Advanced Considerations
To push the calculator even further, consider layering dynamic assumptions:
- Rent Escalation: Model annual rent increases over a five-year hold. You can compute these externally and input the average monthly rent.
- Refinance Events: If planning a cash-out refinance, run separate scenarios for post-renovation value and mortgage payoff.
- Portfolio Blending: Aggregate multiple property outputs in Stessa to understand blended cash flow and risk.
- Tax Incentives: Verify whether states offer abatements or energy efficiency credits from Energy.gov that reduce expenses.
Professional investors rely on a consistent formatting of assumptions to communicate with lenders, partners, and equity committees. Stessa’s calculator helps establish that common language. For instance, presenting a memo with gross rent, vacancy deduction, NOI, debt service, and cash-on-cash return aligns with underwriting packages used by private equity firms. The clarity also prevents miscommunication when partnering with property managers or contractors.
Case Study: Duplex Acquisition
Consider a duplex in Phoenix purchased for $400,000. After inputting assumptions—$80,000 down, $2,800 combined rent, 5% vacancy, $450 monthly operating expenses, and a 6.5% mortgage—the calculator forecasts roughly $960 in monthly NOI and $480 in cash flow after debt. Annual cash flow of $5,760 on $88,000 invested yields a 6.5% cash-on-cash return. If appreciation averages 3.5%, projected equity growth adds roughly $14,000 per year, boosting the total return to nearly 22% before taxes. By contrast, if property taxes jump to $7,000 annually (a trend documented by county assessors after reassessments), cash-on-cash drops below 5%. Such sensitivity analysis underscores why investors revisit the calculator whenever tax bills arrive.
Depreciation further refines tax strategy. Residential property depreciated over 27.5 years produces a deduction of roughly $14,545 per year on a $400,000 basis (excluding land). Combined with mortgage interest and other expenses, many investors can offset rental income and even reduce overall taxable income, depending on passive loss rules. When modeling in the calculator, confirm that the depreciation method matches the asset class; using the wrong schedule may distort projected after-tax returns.
Investors also weigh financing structures. A lower LTV reduces risk but requires more equity. Suppose you increase the down payment to 30% ($120,000). Mortgage payments decline, boosting cash flow to nearly $700 per month, but cash-on-cash falls unless you compare returns on a levered vs. unlevered basis. Plugging both scenarios into the calculator reveals whether the trade-off makes sense given your liquidity and debt tolerance.
Integrating Stessa with Portfolio Management
Beyond individual property evaluation, Stessa’s broader platform tracks expenses, receipts, and bank feeds. Once the calculator proves a property meets return targets, you can sync data into Stessa’s accounting dashboard. That integration ensures actual performance matches the assumptions. If monthly expenses consistently exceed the forecast, adjust the calculator and decide whether to raise rents or implement efficiency measures. Because lenders and partners often request updated projections, keeping the calculator calibrated to real-world performance builds credibility.

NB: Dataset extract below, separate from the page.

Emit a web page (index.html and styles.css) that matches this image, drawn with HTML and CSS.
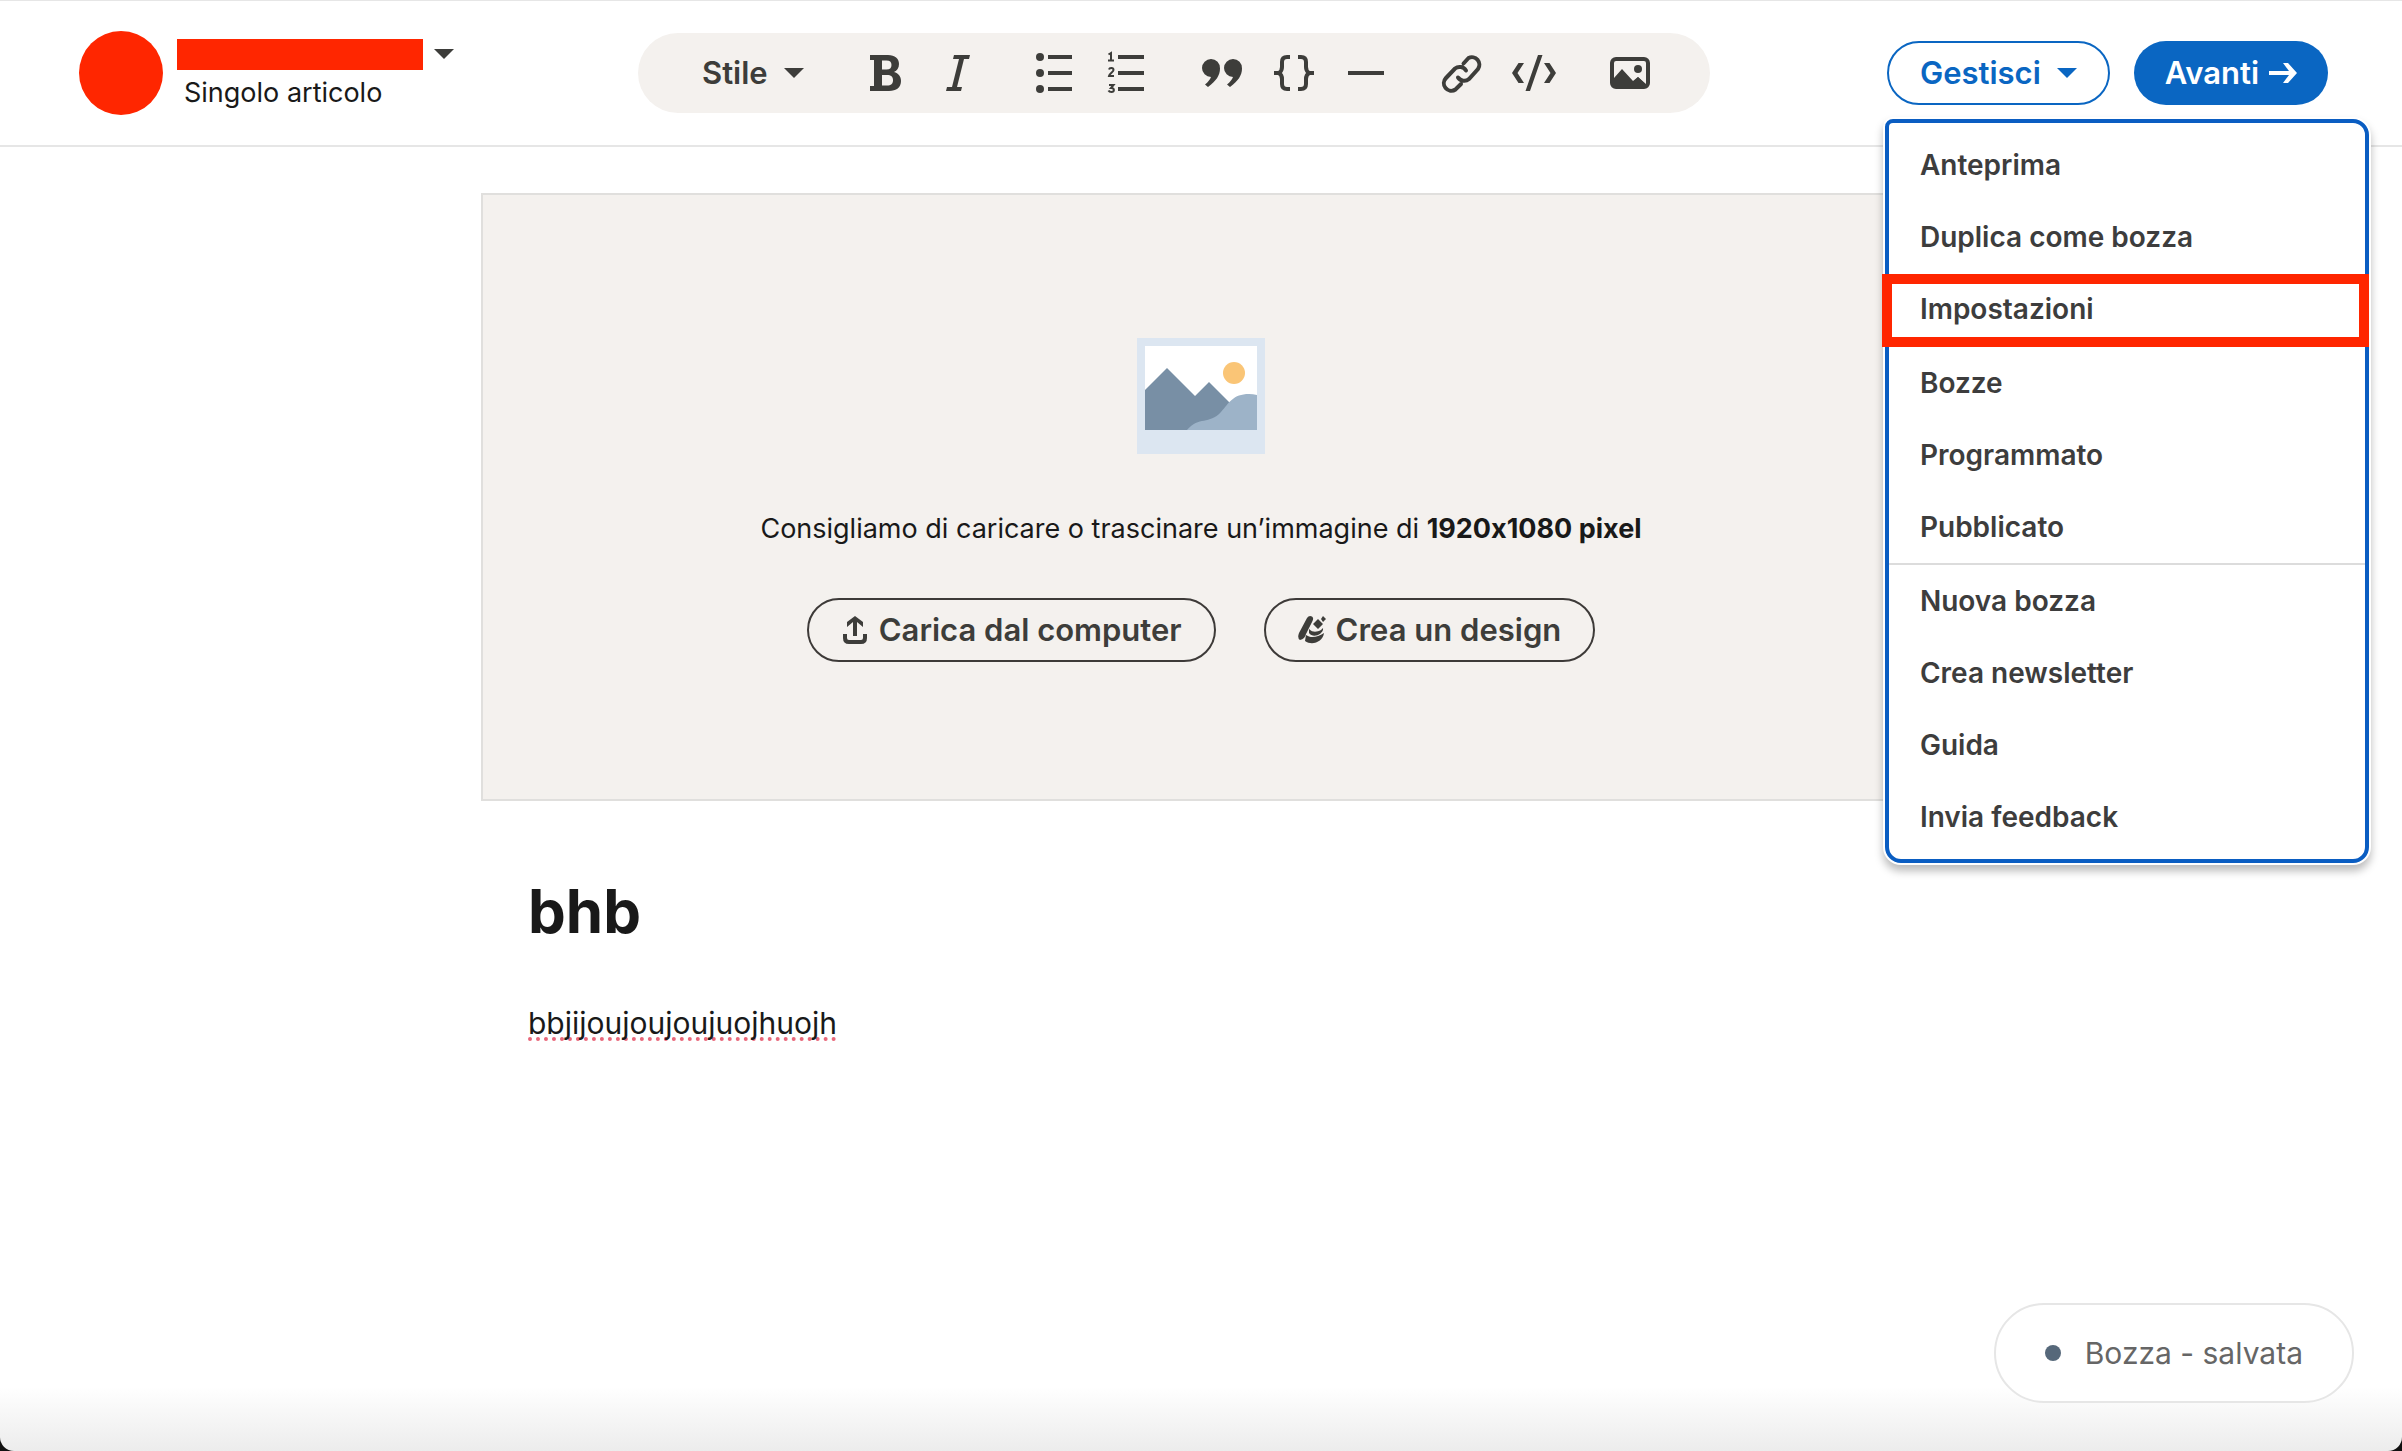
FILE: index.html
```html
<!DOCTYPE html>
<html lang="it">
<head>
<meta charset="utf-8">
<title>Bozza articolo</title>
<link rel="stylesheet" href="styles.css">
</head>
<body>
<header class="topbar">
  <div class="account">
    <span class="avatar"></span>
    <div class="account-info">
      <button class="account-switch" type="button" aria-label="Cambia autore">
        <span class="account-name"></span>
        <span class="caret"></span>
      </button>
      <span class="account-type">Singolo articolo</span>
    </div>
  </div>

  <div class="toolbar" role="toolbar" aria-label="Formattazione">
    <button class="style-button" type="button" aria-haspopup="listbox">Stile <span class="caret"></span></button>
    <div class="tool-group">
      <button class="tool" type="button" aria-label="Grassetto">
        <svg viewBox="0 0 48 48"><path fill-rule="evenodd" d="M8 6h18c7 0 11 3.500 11 9 0 4-2 6.500-5 8 4.500 1.200 7 4.500 7 9 0 6.500-4.500 10-12 10H8v-5h4V11H8zM20 11.500v9h4.500c3.300 0 5-1.700 5-4.600 0-3-1.700-4.400-5-4.400zM20 26v10.500h5c4 0 6-1.800 6-5.300S29 26 25 26z"/></svg>
      </button>
      <button class="tool" type="button" aria-label="Corsivo">
        <svg viewBox="0 0 48 48"><path d="M20 6h16l-1 4h-5l-7 28h5l-1 4H12l1-4h5l7-28h-6z"/></svg>
      </button>
    </div>
    <div class="tool-group">
      <button class="tool" type="button" aria-label="Elenco puntato">
        <svg viewBox="0 0 48 48"><circle cx="10" cy="8" r="4"/><circle cx="10" cy="24" r="4"/><circle cx="10" cy="40" r="4"/><path d="M18 6h24v4H18zM18 22h24v4H18zM18 38h24v4H18z"/></svg>
      </button>
      <button class="tool" type="button" aria-label="Elenco numerato">
        <svg viewBox="0 0 48 48"><path d="M16 6h26v4H16zM16 22h26v4H16zM16 38h26v4H16z"/><path class="line thin" d="M6.500 5.500L9 4v7M6 11.500h6M7 20.500C7.500 18.500 11.500 18.500 11.500 21c0 2-4 3.500-4.500 6h5M7 36h4.500L9 39c4 0 3.500 4 .5 4-1.500 0-2.500-.5-3-1.500"/></svg>
      </button>
    </div>
    <div class="tool-group">
      <button class="tool" type="button" aria-label="Citazione">
        <svg viewBox="0 0 48 48"><path d="M13 10a9 9 0 0 1 9 9.500c0 7-4 12.500-12 18.500l-3-2.500c3-2.500 5-5 6-7.500A9 9 0 0 1 13 10z"/><path d="M35 10a9 9 0 0 1 9 9.500c0 7-4 12.500-12 18.500l-3-2.500c3-2.500 5-5 6-7.500A9 9 0 0 1 35 10z"/></svg>
      </button>
      <button class="tool" type="button" aria-label="Blocco di codice">
        <svg viewBox="0 0 48 48"><path class="line" d="M20 8h-3q-5 0-5 5v5q0 4-3 6h-5 5q3 2 3 6v5q0 5 5 5h3M28 8h3q5 0 5 5v5q0 4 3 6h5-5q-3 2-3 6v5q0 5-5 5h-3"/></svg>
      </button>
      <button class="tool" type="button" aria-label="Separatore">
        <svg viewBox="0 0 48 48"><path d="M6 22h36v4H6z"/></svg>
      </button>
    </div>
    <div class="tool-group">
      <button class="tool" type="button" aria-label="Link">
        <svg viewBox="0 0 48 48"><path class="line round" d="M25.500 14.500l5-5.500a7.500 7.500 0 0 1 9.500 11l-9 10a7.500 7.500 0 0 1-11-1.500M28 21.500a7.500 7.500 0 0 0-11-2l-9 9.500a7.500 7.500 0 0 0 9.500 11.500l5.500-5.500"/></svg>
      </button>
      <button class="tool" type="button" aria-label="Incorpora">
        <svg viewBox="0 0 48 48"><path d="M28 6h4.500L20 42h-4.500zM8.500 14H14L7.500 24 14 34H8.500L2 24zM39.500 14H34l6.500 10L34 34h5.500L46 24z"/></svg>
      </button>
    </div>
    <div class="tool-group">
      <button class="tool" type="button" aria-label="Immagine">
        <svg viewBox="0 0 48 48"><path fill-rule="evenodd" d="M10 8h28a6 6 0 0 1 6 6v20a6 6 0 0 1-6 6H10a6 6 0 0 1-6-6V14a6 6 0 0 1 6-6zM10 12q-2 0-2 2v15l8-9 11 12 5-4 8 7V14q0-2-2-2z"/><path d="M24 36l8-8 8 8z"/><circle cx="32" cy="20" r="4"/></svg>
      </button>
    </div>
  </div>

  <div class="actions">
    <div class="manage">
      <button class="pill outline-blue" type="button" aria-haspopup="menu" aria-expanded="true">Gestisci <span class="caret"></span></button>
      <ul class="menu">
        <li><a href="#anteprima">Anteprima</a></li>
        <li><a href="#duplica">Duplica come bozza</a></li>
        <li class="marked"><a href="#impostazioni">Impostazioni</a></li>
        <li class="section"><a href="#bozze">Bozze</a></li>
        <li><a href="#programmato">Programmato</a></li>
        <li><a href="#pubblicato">Pubblicato</a></li>
        <li class="section"><a href="#nuova">Nuova bozza</a></li>
        <li><a href="#newsletter">Crea newsletter</a></li>
        <li><a href="#guida">Guida</a></li>
        <li><a href="#feedback">Invia feedback</a></li>
      </ul>
    </div>
    <button class="pill solid-blue" type="button">Avanti
      <svg class="arrow" viewBox="0 0 28 28"><path d="M0 12h20l-6-8h5l9 10-9 10h-5l6-8H0z"/></svg>
    </button>
  </div>
</header>

<main class="editor">
  <section class="cover">
    <svg class="illustration" viewBox="0 0 128 116" aria-hidden="true">
      <path fill="#dce6f1" d="M0 0h128v116H0z"/>
      <path fill="#fff" d="M8 8h112v84H8z"/>
      <path fill="#788fa5" d="M8 52l22-22 28 28 14-14 28 28v20H8z"/>
      <path fill="#9db3c8" d="M50 92c12-14 22-5 34-18 8-9 12-18 28-18q4 0 8 1v35z"/>
      <circle cx="97" cy="35" r="11" fill="#fac576"/>
    </svg>
    <p class="cover-hint">Consigliamo di caricare o trascinare un’immagine di <strong>1920x1080 pixel</strong></p>
    <div class="cover-actions">
      <button class="pill outline-dark" type="button">
        <svg class="pill-icon" viewBox="0 0 28 32"><path class="line" d="M4 20v4q0 4 4 4h12q4 0 4-4v-4"/><path d="M12 22V8l-6 5V8l8-6 8 6v5l-6-5v14z"/></svg>
        Carica dal computer
      </button>
      <button class="pill outline-dark" type="button">
        <svg class="pill-icon" viewBox="0 0 28 32"><path d="M9 4q2-3 5-1.500Q16 4 14.500 7L8 20q-1 5-6 6-3-2-1-7zM20 5l5 5-5 5-5-5zM25 2l3 3-3 3-2-3zM11 15c4 4 8 3 12 1l2-2c1 6-10 11-14 5zM8 21c4 3 11 3 18-2-1 9-12 13-19 8z"/></svg>
        Crea un design
      </button>
    </div>
  </section>
  <article class="content">
    <h1 class="title">bhb</h1>
    <p class="paragraph"><span class="misspelled">bbjijoujoujoujuojhuojh</span></p>
  </article>
</main>

<div class="status" role="status"><span class="status-dot"></span>Bozza - salvata</div>
</body>
</html>
```
FILE: styles.css
```css
* {
  box-sizing: border-box;
}

html {
  min-height: 100%;
  background: #111;
}

body {
  display: flex;
  flex-direction: column;
  min-height: 100vh;
  margin: 0;
  border-radius: 0 0 14px 14px;
  background: linear-gradient(to top, #ececec, #fff 64px);
  color: #191919;
  font-family: Inter, "Liberation Sans", sans-serif;
  font-size: 27px;
  font-feature-settings: "calt" 0;
  line-height: 36px;
}

button {
  margin: 0;
  padding: 0;
  border: 0;
  background: none;
  color: inherit;
  font: inherit;
  cursor: pointer;
}

svg {
  display: block;
  flex: none;
  fill: currentColor;
}

.line {
  fill: none;
  stroke: currentColor;
  stroke-width: 4;
}

.thin {
  stroke-width: 2;
}

.round {
  stroke-linecap: round;
}

.caret {
  border: 10px solid transparent;
  border-top-color: currentColor;
  border-bottom: 0;
}

/* Top bar */

.topbar {
  display: flex;
  align-items: center;
  justify-content: space-between;
  min-height: 147px;
  padding: 0 74px 0 79px;
  border-top: 1px solid #e6e6e6;
  border-bottom: 2px solid #e6e6e6;
}

.account {
  display: flex;
  align-items: center;
  gap: 14px;
  width: 382px;
}

.avatar {
  width: 84px;
  height: 84px;
  border-radius: 50%;
  background: #ff2600;
}

.account-info {
  padding-top: 3px;
}

.account-switch {
  display: flex;
  align-items: center;
  gap: 11px;
  color: #3d3d3a;
}

.account-name {
  width: 246px;
  height: 31px;
  background: #ff2600;
}

.account-type {
  display: block;
  margin: 5px 0 0 7px;
}

.toolbar {
  display: flex;
  align-items: center;
  gap: 24px;
  height: 80px;
  padding: 0 44px 0 64px;
  border-radius: 40px;
  background: #f4f1ee;
  color: #3d3d3a;
}

.style-button {
  display: flex;
  align-items: center;
  gap: 16px;
  width: 124px;
  font-size: 31px;
  font-weight: 600;
}

.tool-group {
  display: flex;
}

.tool {
  padding: 12px;
}

.tool svg {
  width: 48px;
  height: 48px;
}

.actions {
  display: flex;
  gap: 24px;
}

.pill {
  display: flex;
  align-items: center;
  height: 64px;
  padding: 0 32px;
  border-radius: 32px;
  font-size: 31px;
  font-weight: 600;
  white-space: nowrap;
}

.outline-blue {
  gap: 16px;
  padding: 0 31px;
  border: 2px solid #0a66c2;
  color: #0a66c2;
}

.solid-blue {
  gap: 10px;
  padding: 0 31px;
  background: #0a66c2;
  color: #fff;
}

.arrow {
  width: 28px;
  height: 28px;
}

.outline-dark {
  gap: 10px;
  border: 2px solid #3d3a38;
  color: #3d3d3a;
}

.pill-icon {
  width: 28px;
  height: 32px;
}

/* Manage menu */

.manage {
  position: relative;
}

.menu {
  position: absolute;
  top: 78px;
  left: -2px;
  z-index: 1;
  width: 484px;
  margin: 0;
  padding: 6px 0;
  border: 4px solid #0a5dc2;
  border-radius: 8px 16px 16px 16px;
  background: #fff;
  box-shadow: 0 0 0 2px #fff, 0 6px 8px 2px #0004;
  list-style: none;
}

.menu a {
  display: block;
  padding: 18px 31px;
  color: #3d3d3d;
  font-size: 28px;
  font-weight: 600;
  text-decoration: none;
}

.section {
  border-top: 2px solid #dcdcdc;
}

.marked {
  position: relative;
}

.marked::after {
  content: "";
  position: absolute;
  inset: 1px -4px -2px -7px;
  border: 10px solid #ff2600;
}

/* Editor */

.editor {
  width: 1440px;
  max-width: 100%;
  margin: 46px auto 0;
}

.cover {
  display: flex;
  flex-direction: column;
  align-items: center;
  padding: 143px 0 137px;
  border: 2px solid #e0dfdd;
  background: #f4f1ee;
}

.illustration {
  width: 128px;
  height: 116px;
}

.cover-hint {
  margin: 57px 0 51px;
}

.cover-actions {
  display: flex;
  gap: 48px;
}

.content {
  padding: 70px 47px;
}

.title {
  margin: 0 0 50px;
  font-size: 60px;
  line-height: 80px;
}

.paragraph {
  margin: 0;
  font-size: 30px;
  line-height: 44px;
}

.misspelled {
  text-decoration: underline dotted #e8677a 4px;
  text-decoration-skip-ink: none;
  text-underline-offset: 3px;
}

/* Save status */

.status {
  position: fixed;
  right: 48px;
  bottom: 48px;
  display: flex;
  align-items: center;
  gap: 24px;
  height: 100px;
  padding: 0 49px;
  border: 2px solid #e6e6e6;
  border-radius: 50px;
  background: #fff;
  color: #666;
  font-size: 30px;
}

.status-dot {
  width: 16px;
  height: 16px;
  border-radius: 50%;
  background: #56687a;
}
```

Another best practice is to maintain archives of past calculator runs. Over time, you can analyze how early assumptions compared to actuals, improving future underwriting. For example, you may discover that maintenance costs averaged 7% of rent instead of 5%. Updating future models with 7% prevents repeating the same miscalculation. Similarly, analyzing historical rent growth against BLS shelter CPI data helps refine expectations for the next acquisition.
Finally, remember that a calculator is only as good as the diligence behind it. Walk the property, review leases, verify tax bills, and consult property managers. Combine these details with authoritative data from agencies such as the Census Bureau, BLS, and Treasury to create a robust underwriting file. When you submit offers or financing applications, the confidence in your numbers stands out, placing you in the top tier of prepared investors.